There are many key provisions of the Federal Credit Reporting Act (FCRA), including:

  • Certifications to consumer reporting agencies (CRAs),
  • Written notices and authorization,
  • Adverse action procedures,
  • Trucker exemptions,
  • Employee misconduct investigation exclusions, and
  • Enhanced disclosure requirements related to credit scores.

Certifications to consumer reporting agencies

Before giving employers an individual’s consumer report, the CRA will require them to certify that:

  • They are in compliance with the FCRA, and
  • They will not misuse any information in the report in violation of federal or state equal employment opportunity laws or regulations.

Written notice and authorization

Before employers can get a consumer report for employment purposes, they must:

  • Notify the individual in writing that a report may be used. This document must consist solely of this notice, and
  • Get the person’s written authorization before they ask a CRA for the report.
    • Special procedures apply to the trucking industry and for employee misconduct investigations.

Adverse action procedures

An adverse action is when employers:

  • Deny a job application
  • Reassign or terminate an employee
  • Deny a promotion

If employers rely on a consumer report for an adverse action, there are steps to follow, such as:

  • Before they take the adverse action, they must give the individual:
    • A pre-adverse action disclosure that includes a copy of the individual’s consumer report; and
    • A copy of “A Summary of Your Rights Under the Fair Credit Reporting Act,” a document prescribed by the Federal Trade Commission.
      • The CRA that furnishes the individual’s report will give the employer the summary of consumer rights.
  • After they have taken an adverse action, they must give the individual an adverse action notice orally, in writing, or electronically. It must include:
    • The name, address, and phone number of the CRA that supplied the report;
    • A statement that the CRA that supplied the report did not make the decision to take the adverse action and cannot give specific reasons for it; and
    • A notice of the individual’s right to:
      • Dispute the accuracy or completeness of any information the agency furnished; and
      • Request an additional free consumer report from the agency within 60 days.

Trucker exemption

In 1998, Congress amended the FCRA to provide special procedures for mail, telephone, or electronic employment applications in the trucking industry. In the case of applicants who will be subject to state or federal regulations as truckers, employers do not need to:

  • Make written disclosures, or
  • Obtain written permission.

No pre-adverse action disclosure is required. Instead, employers must, within three days of the decision, provide an oral, written, or electronic adverse action disclosure consisting of:

  • A statement that an adverse action has been taken based on a consumer report;
  • The name, address, and telephone number of the CRA;
  • A statement that the CRA did not make the decision; and
  • A statement that consumers may obtain a copy of the actual report from employers if they provide identification.

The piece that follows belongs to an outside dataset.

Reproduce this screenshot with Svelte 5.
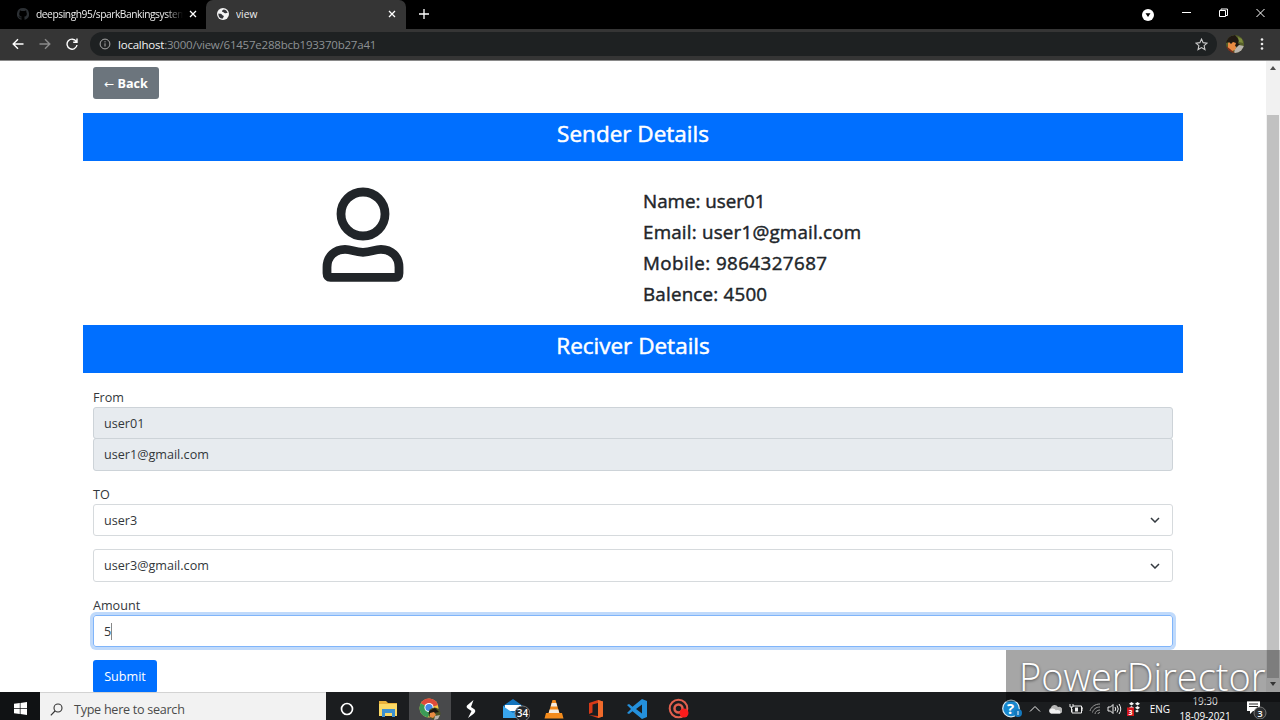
<script lang="ts">
  type Line = { label: string; value: string; spacing: number };

  const sender: Line[] = [
    { label: 'Name', value: 'user01', spacing: 0 },
    { label: 'Email', value: 'user1@gmail.com', spacing: 0.2 },
    { label: 'Mobile', value: '9864327687', spacing: 0.42 },
    { label: 'Balence', value: '4500', spacing: 0.2 }
  ];

  const receivers = ['user3', 'user3@gmail.com'];

  let amount = $state('5');
</script>

<div class="screen">
  <header class="tabs">
    <div class="tab">
      <svg class="favicon" viewBox="0 0 16 16" fill="#2c3034">
        <path d="M8 0a8 8 0 0 0-2.53 15.59c.4.07.55-.17.55-.38v-1.49c-2.01.37-2.53-.49-2.69-.94-.09-.23-.48-.94-.82-1.13-.28-.15-.68-.52-.01-.53.63-.01 1.08.58 1.23.82.72 1.21 1.87.87 2.33.66.07-.52.28-.87.51-1.07-1.78-.2-3.64-.89-3.64-3.95 0-.87.31-1.59.82-2.15-.08-.2-.36-1.02.08-2.12 0 0 .67-.21 2.2.82a7.4 7.4 0 0 1 4 0c1.53-1.04 2.2-.82 2.2-.82.44 1.1.16 1.92.08 2.12.51.56.82 1.27.82 2.15 0 3.07-1.87 3.75-3.65 3.95.29.25.54.73.54 1.48v2.2c0 .21.15.46.55.38A8 8 0 0 0 8 0z" />
      </svg>
      <span class="tab-title faded">deepsingh95/sparkBankingsystem</span>
      <svg class="close" viewBox="0 0 8 8"><path d="M1 1l6 6M7 1L1 7" /></svg>
    </div>
    <div class="tab active">
      <svg class="favicon" viewBox="0 0 12 12">
        <circle cx="6" cy="6" r="6" fill="#f4f4f4" />
        <path d="M1.4 5.5c2 .2 3 .2 3.6 1.2s1.6.2 1.8 1.6c.1.9-.8 1.1-.9 2.300C3 10.800 1.200 8.700 1.400 5.500zM6.500 1.500c-.4.8-1.700.8-1.500 1.800s1.300.4 1.700 1.200 1.800.9 3.900.6C10.200 3 8.700 1.600 6.500 1.500z" fill="#35363a" />
      </svg>
      <span class="tab-title">view</span>
      <svg class="close" viewBox="0 0 8 8"><path d="M1 1l6 6M7 1L1 7" /></svg>
    </div>
    <svg class="new-tab" viewBox="0 0 10 10"><path d="M5 0v10M0 5h10" /></svg>
    <div class="window-controls">
      <svg width="12" height="12" viewBox="0 0 12 12"><circle cx="6" cy="6" r="6" fill="#fff" /><path d="M3.500 4.300h5L6 8z" fill="#000" /></svg>
      <svg width="9" height="12" viewBox="0 0 9 12"><path d="M0 5.500h9" /></svg>
      <svg width="9" height="10" viewBox="0 0 9 10"><path d="M.5 2.500h6v6h-6zM2 2.500V1h6.500v6.500h-2" /></svg>
      <svg width="9" height="10" viewBox="0 0 9 10"><path d="M.5 1l8 8M8.500 1l-8 8" /></svg>
    </div>
  </header>

  <nav class="toolbar">
    <svg class="nav-icon" viewBox="0 0 12 12"><path d="M11.500 6H1.200M6 1.200L1.200 6 6 10.800" /></svg>
    <svg class="nav-icon dim" viewBox="0 0 12 12"><path d="M.5 6h10.300M6 1.200L10.800 6 6 10.800" /></svg>
    <svg class="nav-icon" viewBox="0 0 12 12"><path d="M10.300 3.500A5 5 0 1 0 11 7M11 .5v3.800H7.200" /></svg>
    <div class="address">
      <svg class="info" viewBox="0 0 12 12"><circle cx="6" cy="6" r="4.900" /><path d="M6 5.300v3.200M6 3.200v1.200" /></svg>
      <span class="url"><b>localhost</b>:3000/view/61457e288bcb193370b27a41</span>
      <svg class="star" viewBox="0 0 12 12"><path d="M6 1l1.500 3.300 3.600.4-2.700 2.400.8 3.600L6 8.900l-3.200 1.800.8-3.600L.9 4.700l3.600-.4z" /></svg>
    </div>
    <svg class="avatar" viewBox="0 0 18 18">
      <defs><clipPath id="face"><circle cx="9" cy="9" r="9" /></clipPath></defs>
      <g clip-path="url(#face)">
        <path d="M0 0h18v18H0z" fill="#56602a" />
        <path d="M2 8l5-3 4 3-1 5-5 3-3-2z" fill="#e98a42" />
        <path d="M0 4l3-3 6-1 4 5-1 3 2 2-3 2-2-1 1-3-3-1-2 2-2-2-3 1z" fill="#211913" />
        <path d="M9 14l4-4 5 1v7H8z" fill="#b9b4ae" />
        <path d="M0 11l4 3 5 4H0z" fill="#7d2a1a" />
        <path d="M5 13l5-1-1 3-3 1z" fill="#e98a42" />
        <path d="M12 2l4 2 1 4-4-1z" fill="#7f8c3e" />
      </g>
    </svg>
    <svg class="dots" viewBox="0 0 4 12"><circle cx="2" cy="1.500" r="1.300" /><circle cx="2" cy="6" r="1.300" /><circle cx="2" cy="10.500" r="1.300" /></svg>
  </nav>

  <div class="viewport">
    <main class="page">
      <button class="btn back" type="button"><span>←</span> Back</button>

      <h3 class="banner">Sender Details</h3>
      <section class="sender">
        <div class="portrait">
          <svg width="84" height="96" viewBox="0 0 84 96">
            <circle cx="42" cy="27" r="22" />
            <path d="M9.500 90.300h65q3.500 0 3.500-4v-6c0-11-8-18-18-18-7 0-9 3-18 3s-11-3-18-3c-10 0-18 7-18 18v6q0 4 3.500 4z" />
          </svg>
        </div>
        <div class="details">
          {#each sender as line (line.label)}
            <h5 style:letter-spacing="{line.spacing}px">{line.label}: {line.value}</h5>
          {/each}
        </div>
      </section>

      <h3 class="banner">Reciver Details</h3>
      <form class="transfer">
        <span class="label">From</span>
        <div class="field disabled">user01</div>
        <div class="field disabled">user1@gmail.com</div>
        <span class="label to">TO</span>
        {#each receivers as receiver (receiver)}
          <div class="field select">
            {receiver}
            <svg viewBox="0 0 10 6"><path d="M1 1l4 4 4-4" /></svg>
          </div>
        {/each}
        <span class="label amount">Amount</span>
        <div class="field focused">{amount}<i class="caret"></i></div>
        <button class="btn submit" type="button">Submit</button>
      </form>
    </main>
    <div class="scrollbar">
      <svg viewBox="0 0 6 4"><path d="M0 4l3-4 3 4z" /></svg>
      <div class="thumb"></div>
      <svg viewBox="0 0 6 4"><path d="M0 0l3 4 3-4z" /></svg>
    </div>
  </div>

  <footer class="taskbar">
    <div class="start">
      <svg width="13" height="13" viewBox="0 0 13 13" fill="#fff"><path d="M0 1.800L5.800 1v5.200H0zM6.500.9L13 0v6.200H6.500zM0 6.900h5.800v5.200L0 11.300zM6.500 6.900H13V13l-6.500-.9z" /></svg>
    </div>
    <div class="search">
      <svg width="13" height="13" viewBox="0 0 13 13"><circle cx="8" cy="5" r="4" /><path d="M5 8L.8 12.300" /></svg>
      <span>Type here to search</span>
    </div>
    <div class="app">
      <svg width="14" height="14" viewBox="0 0 14 14"><circle cx="7" cy="7" r="5.500" fill="none" stroke="#fff" stroke-width="1.700" /></svg>
    </div>
    <div class="app">
      <svg width="20" height="18" viewBox="0 0 20 18">
        <path d="M1 1h7l2 2h9v13H1z" fill="#e9b13b" />
        <path d="M1 4h18v12H1z" fill="#fbd966" />
        <path d="M4 9h13v8h-3v-4H7v4H4z" fill="#3c91d0" />
      </svg>
    </div>
    <div class="app current">
      <svg width="22" height="22" viewBox="0 0 22 22">
        <circle cx="10" cy="10" r="9.500" fill="#f6c544" />
        <path d="M10 10L1.800 5.200A9.500 9.500 0 0 1 19 7z" fill="#df4b3c" />
        <path d="M10 10L1.800 5.200A9.500 9.500 0 0 0 9 19.500L12 12z" fill="#3b9b57" />
        <circle cx="10" cy="9.500" r="4.600" fill="#fff" />
        <circle cx="10" cy="9.500" r="3.600" fill="#4588e8" />
        <circle cx="15.500" cy="15.500" r="6" fill="#4d5524" />
        <path d="M10 13l6-3 4 4-5 1-5 1z" fill="#1a1511" />
        <path d="M11 15l4-1 2 3-3 3-3-1z" fill="#e98a42" />
        <path d="M16 18l5-1-2 4-4 1z" fill="#b9b4ae" />
      </svg>
    </div>
    <div class="app">
      <svg width="12" height="20" viewBox="0 0 12 20" fill="#fff"><path d="M8.500 1L2 6.500c-1 1.500 0 2.500 1.500 3.500l3 2-3.500 7L9 14.500c2-2 1.500-3.500 0-4.500L6 8z" /></svg>
    </div>
    <div class="app">
      <svg class="mail" width="30" height="22" viewBox="0 0 30 22">
        <path d="M3 8l10-7 10 7v11H3z" fill="#1474bd" />
        <path d="M5 7h16v6H5z" fill="#fff" />
        <path d="M3 8l10 7 10-7v12H3z" fill="#39a5ec" />
        <circle cx="22.500" cy="15.500" r="7.500" fill="#23272b" stroke="#777" />
        <text x="22.500" y="19.300" text-anchor="middle" font-size="10" font-weight="600" fill="#fff">34</text>
      </svg>
    </div>
    <div class="app">
      <svg width="20" height="20" viewBox="0 0 20 20">
        <path d="M2 14h16l1.500 5.500H.5z" fill="#f38b1c" />
        <path d="M8.500 1h3L16 16q-6 2-12 0z" fill="#f38b1c" />
        <path d="M7.700 4h4.600l1 3.500H6.700zM5.700 10.500h8.600l1 3.500H4.700z" fill="#f4ece2" />
      </svg>
    </div>
    <div class="app">
      <svg width="16" height="20" viewBox="0 0 16 20"><path d="M1 4l9-3 5 1.500v15L10 19l-9-3 9 1V4L4.500 5.500v8L1 15z" fill="#d83a18" /><path d="M10 1l5 1.500v15L10 19z" fill="#f06a2b" /></svg>
    </div>
    <div class="app">
      <svg width="20" height="20" viewBox="0 0 20 20"><path d="M15 0l5 2v16l-5 2L5.500 12.200 2 15 0 14l4-4-4-4 2-1 3.500 2.800zM15 5.500L9 10l6 4.500z" fill="#2490dc" fill-rule="evenodd" /></svg>
    </div>
    <div class="app">
      <svg width="22" height="22" viewBox="0 0 22 22"><circle cx="10.500" cy="10.500" r="8.800" fill="none" stroke="#e2604e" stroke-width="2" /><circle cx="10.500" cy="10.500" r="4" fill="none" stroke="#e2604e" stroke-width="2.500" /><circle cx="16" cy="15" r="4.500" fill="#fb1c1c" /></svg>
    </div>

    <div class="tray">
      <svg width="20" height="20" viewBox="0 0 20 20"><circle cx="9" cy="9.500" r="8.300" fill="#1688cf" stroke="#d6eaf5" stroke-width="1.200" /><text x="8.700" y="15" text-anchor="middle" font-size="15" font-weight="700" fill="#fff">?</text><circle cx="16" cy="14" r="4" fill="#1479be" /><path d="M16 12v4" stroke="#fff" /></svg>
      <svg class="line" width="12" height="12" viewBox="0 0 12 12"><path d="M1 8.500l5-5 5 5" /></svg>
      <svg width="14" height="12" viewBox="0 0 14 12"><path d="M3 10.500a3 3 0 0 1-.3-5.500A4 4 0 0 1 10 4a3 3 0 0 1 2 6.500z" fill="#b5b5b5" /><path d="M3 10.500a2.500 2.500 0 0 1-.3-4.500c3-1 4 0 5.300 1.500 2-1 4-.5 4.500 2l-.5 1z" fill="#f2f2f2" /></svg>
      <svg class="line" width="14" height="12" viewBox="0 0 14 12"><path d="M4 3h8.500v7H3V6M12.500 5H14v3M1 1v3h3V1M2.500 4v5" /><path d="M6 4.500h3v4H6z" fill="#eee" stroke="none" /></svg>
      <svg class="line wifi" width="12" height="12" viewBox="0 0 12 12"><path d="M1 8C2 4 6 1 11 1M3.500 9.500C4 6.500 7 4 11 4M6 11c0-2 2-4 5-4M9 11q0-1.500 2-1.500" /></svg>
      <svg class="line volume" width="15" height="12" viewBox="0 0 15 12"><path d="M1 4h2.500L6 1.500v9L3.500 8H1zM8 4q1.500 2 0 4M10 2.500q2.500 3.500 0 7M12 1q3.500 5 0 10" /></svg>
      <svg class="dropbox" width="14" height="14" viewBox="0 0 14 14"><path d="M4.500 0L7 1.700 4.500 3.400 2 1.700zM10.500 0L13 1.700l-2.500 1.700L8 1.700zM4.500 4L7 5.700 4.500 7.400 2 5.700zM10.500 4L13 5.700l-2.500 1.700L8 5.700zM8 9l2-1.200L12 9l-2 1.500z" fill="#f5f5f5" /><path d="M0 5.500h7V14H0z" fill="#d4161c" /><text x="3.500" y="12.500" text-anchor="middle" font-size="7" font-weight="700" fill="#fff">3</text></svg>
      <span class="lang">ENG</span>
      <div class="clock"><span>19:30</span><span>18-09-2021</span></div>
      <svg width="22" height="20" viewBox="0 0 22 20"><path d="M1 2h13v10H7l-3 3v-3H1z" fill="#fff" /><path d="M3 5h9M3 7.500h9" stroke="#222" /><circle cx="14" cy="14" r="6" fill="#2d2f31" stroke="#777" /><text x="14" y="17.500" text-anchor="middle" font-size="9" font-weight="600" fill="#fff">3</text></svg>
    </div>
  </footer>

  <div class="watermark">PowerDirector</div>
</div>

<style>
  :global(body) {
    margin: 0;
    overflow: hidden;
  }

  .screen {
    position: relative;
    width: 1280px;
    height: 720px;
    display: flex;
    flex-direction: column;
    overflow: hidden;
    font-family: 'Open Sans', 'Noto Sans', sans-serif;
    font-size: 12.6px;
    color: #212529;
    background: #fff;
  }

  .screen * {
    box-sizing: border-box;
  }

  svg {
    display: block;
    flex: none;
  }

  .tabs {
    height: 29px;
    flex: none;
    display: flex;
    align-items: center;
    background: #000;
    color: #eee;
    font-size: 10.2px;
  }

  .tab {
    width: 206px;
    height: 29px;
    display: flex;
    align-items: center;
    padding: 0 9px 1px 17px;
  }

  .tab.active {
    width: 200px;
    padding: 0 10px 1px 11px;
    border-radius: 7px 7px 0 0;
    background: #353535;
  }

  .favicon {
    width: 12px;
    height: 12px;
  }

  .tab-title {
    flex: 1;
    margin-left: 7px;
    overflow: hidden;
    white-space: nowrap;
  }

  .faded {
    margin-right: 6px;
    letter-spacing: -0.42px;
    mask-image: linear-gradient(to right, #000 88%, transparent);
  }

  .close {
    width: 8px;
    height: 8px;
  }

  .close path,
  .new-tab path {
    stroke: #fff;
    stroke-width: 1.3;
  }

  .new-tab {
    width: 10px;
    height: 10px;
    margin-left: 13px;
    margin-top: -1px;
  }

  .window-controls {
    display: flex;
    align-items: center;
    gap: 28px;
    margin: -4px 15px 0 auto;
  }

  .window-controls svg:first-child {
    margin: 4px 0 0;
  }

  .window-controls path {
    fill: none;
    stroke: #fff;
  }

  .window-controls svg:first-child path {
    fill: #000;
    stroke: none;
  }

  .toolbar {
    height: 32px;
    flex: none;
    display: flex;
    align-items: center;
    padding: 0 16px 1px 12px;
    background: #353535;
    border-bottom: 1px solid #8a8a8a;
  }

  .nav-icon {
    width: 12px;
    height: 12px;
    margin-right: 15px;
    fill: none;
    stroke: #fff;
    stroke-width: 1.4;
  }

  .nav-icon.dim {
    stroke: #8b8b8b;
  }

  .address {
    width: 1127px;
    height: 24px;
    display: flex;
    align-items: center;
    margin-left: -3px;
    padding: 0 9px;
    border-radius: 12px;
    background: #1e2122;
  }

  .info,
  .star {
    width: 12px;
    height: 12px;
    fill: none;
    stroke: #a9a9a9;
  }

  .star {
    width: 13px;
    height: 13px;
    margin-left: auto;
    stroke: #ccc;
  }

  .url {
    margin-left: 7px;
    font-size: 11.5px;
    letter-spacing: -0.22px;
    color: #8d9194;
  }

  .url b {
    font-weight: 400;
    color: #f2f2f2;
  }

  .avatar {
    width: 18px;
    height: 18px;
    margin-left: 9px;
  }

  .dots {
    width: 4px;
    height: 12px;
    margin-left: auto;
    fill: #eee;
  }

  .viewport {
    height: 631px;
    flex: none;
    display: flex;
    justify-content: space-between;
    overflow: hidden;
  }

  .page {
    width: 1100px;
    margin-left: 83px;
    padding-top: 6px;
  }

  .btn {
    display: block;
    border: 0;
    border-radius: 3px;
    padding: 0;
    color: #fff;
    font: inherit;
    text-align: center;
  }

  .back {
    width: 66px;
    height: 32px;
    margin: 0 0 14px 10px;
    padding-top: 1px;
    background: #6c757d;
    font-weight: 700;
  }

  .back span {
    font-family: 'DejaVu Sans', sans-serif;
    font-size: 12px;
    font-weight: 400;
  }

  .banner {
    height: 48px;
    margin: 0;
    padding-top: 5px;
    background: #006fff;
    color: #fff;
    font-size: 22.5px;
    font-weight: 400;
    line-height: 32px;
    text-align: center;
    -webkit-text-stroke: 0.5px;
  }

  .sender {
    height: 164px;
    display: flex;
  }

  .portrait {
    width: 560px;
    display: flex;
    justify-content: center;
    padding-top: 26px;
  }

  .portrait svg {
    fill: none;
    stroke: #212529;
    stroke-width: 8.800;
  }

  .details {
    padding-top: 25px;
  }

  h5 {
    margin: 0;
    font-size: 18.8px;
    font-weight: 400;
    line-height: 31px;
    white-space: nowrap;
    -webkit-text-stroke: 0.45px;
  }

  .transfer {
    display: flex;
    flex-direction: column;
    padding: 15px 10px 0;
  }

  .label {
    height: 19px;
    line-height: 19px;
    color: #33373b;
  }

  .field {
    height: 32px;
    flex: none;
    display: flex;
    align-items: center;
    padding: 0 10px;
    border: 1px solid #d6dadd;
    border-radius: 3px;
    color: #33373b;
  }

  .disabled {
    background: #e7ebef;
    border-color: #cdd3d8;
  }

  .disabled + .disabled {
    height: 33px;
    margin-top: -1px;
  }

  .to {
    margin-top: 14px;
  }

  .select {
    justify-content: space-between;
    margin-bottom: 13px;
  }

  .select + .select {
    height: 33px;
    margin-bottom: 14px;
  }

  .select svg {
    width: 10px;
    height: 6px;
    margin-right: 2px;
    fill: none;
    stroke: #343a40;
    stroke-width: 1.5;
  }

  .focused {
    border-color: #80b5fa;
    box-shadow: 0 0 0 3px #c0dafb;
  }

  .caret {
    width: 1px;
    height: 17px;
    background: #888;
  }

  .submit {
    width: 64px;
    height: 33px;
    margin-top: 13px;
    background: #006fff;
  }

  .scrollbar {
    width: 14px;
    display: flex;
    flex-direction: column;
    align-items: center;
    padding: 5px 0;
    background: #f1f1f1;
  }

  .scrollbar svg {
    width: 6px;
    height: 4px;
    fill: #505050;
  }

  .thumb {
    width: 12px;
    height: 563px;
    margin: 45px 0 4px;
    background: #c1c1c1;
  }

  .taskbar {
    height: 33px;
    flex: none;
    display: flex;
    background: #1b1d1f;
    color: #fff;
  }

  .start,
  .app {
    width: 41.5px;
    display: flex;
    align-items: center;
    justify-content: center;
  }

  .start {
    width: 40px;
    background: #101214;
  }

  .search {
    width: 286px;
    display: flex;
    align-items: center;
    gap: 11px;
    padding-left: 10px;
    border-top: 1px solid #d3d3d3;
    background: #f2f2f2;
    color: #4a4a4a;
    letter-spacing: -0.28px;
  }

  .search svg {
    fill: none;
    stroke: #333;
    stroke-width: 1.1;
  }

  .current {
    background: #48494b;
  }

  .mail {
    margin-left: 4px;
  }

  .tray {
    display: flex;
    align-items: center;
    gap: 7px;
    margin-left: auto;
    padding-right: 12px;
    font-size: 10px;
  }

  .line {
    fill: none;
    stroke: #eee;
  }

  .wifi {
    margin-left: -1px;
    stroke: #999;
  }

  .volume {
    margin-left: -1px;
  }

  .dropbox {
    margin-left: -2px;
  }

  .lang {
    margin-left: 2px;
  }

  .clock {
    width: 52px;
    display: flex;
    flex-direction: column;
    align-items: center;
    margin: 0 8px 0 2px;
    line-height: 15px;
    letter-spacing: -0.1px;
    white-space: nowrap;
  }

  .watermark {
    position: absolute;
    right: 0;
    top: 650px;
    width: 274px;
    height: 52px;
    padding-left: 13px;
    background: rgba(0, 0, 0, 0.35);
    color: #fff;
    font-family: 'Open Sans', sans-serif;
    font-size: 38px;
    font-weight: 300;
    line-height: 52px;
    text-shadow: 0 1px 3px rgba(0, 0, 0, 0.6);
    white-space: nowrap;
  }
</style>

Also, employers should be aware of the procedures with respect to obtaining and providing information about a driver’s safety performance history set under:

  • Section 4014 of TEA-21 (Transportation Equity Act for the 21st Century, enacted June 9, 1998); and
  • CFR 391.23.

Enhanced disclosure requirements related to credit scores

Section 1100F of the Dodd-Frank Wall Street Reform and Consumer Protection Act amended the FCRA’s disclosure requirements related to adverse action taken because of an individual’s credit score.

If a credit score is used in whole or in part in employers’ decisions to take adverse action against an employee or applicant, they must disclose the following information either electronically or in writing:

  • The credit score used in taking adverse action;
  • The range of credit scores possible under the credit scoring model used;
  • The factors that adversely affected the credit score, ranked in order of importance;
    • This should not exceed four. If the number of credit inquires is itself a factor, this must be reported and should not be counted as one of the four factors.
  • The date the credit score was created;
  • The name of the CRA that supplied the credit score; and
  • A prescribed statement explaining credit scores.

The enhanced credit score disclosure requirements are in addition to the existing pre-adverse action and adverse action disclosures.

Employers do not need to make the additional credit score and related information disclosures if:

  • No credit score is used in making an adverse employment decision; or
  • A decision is made because an individual has no credit score.

However, they will still need to provide the traditional pre-adverse action and adverse action disclosures.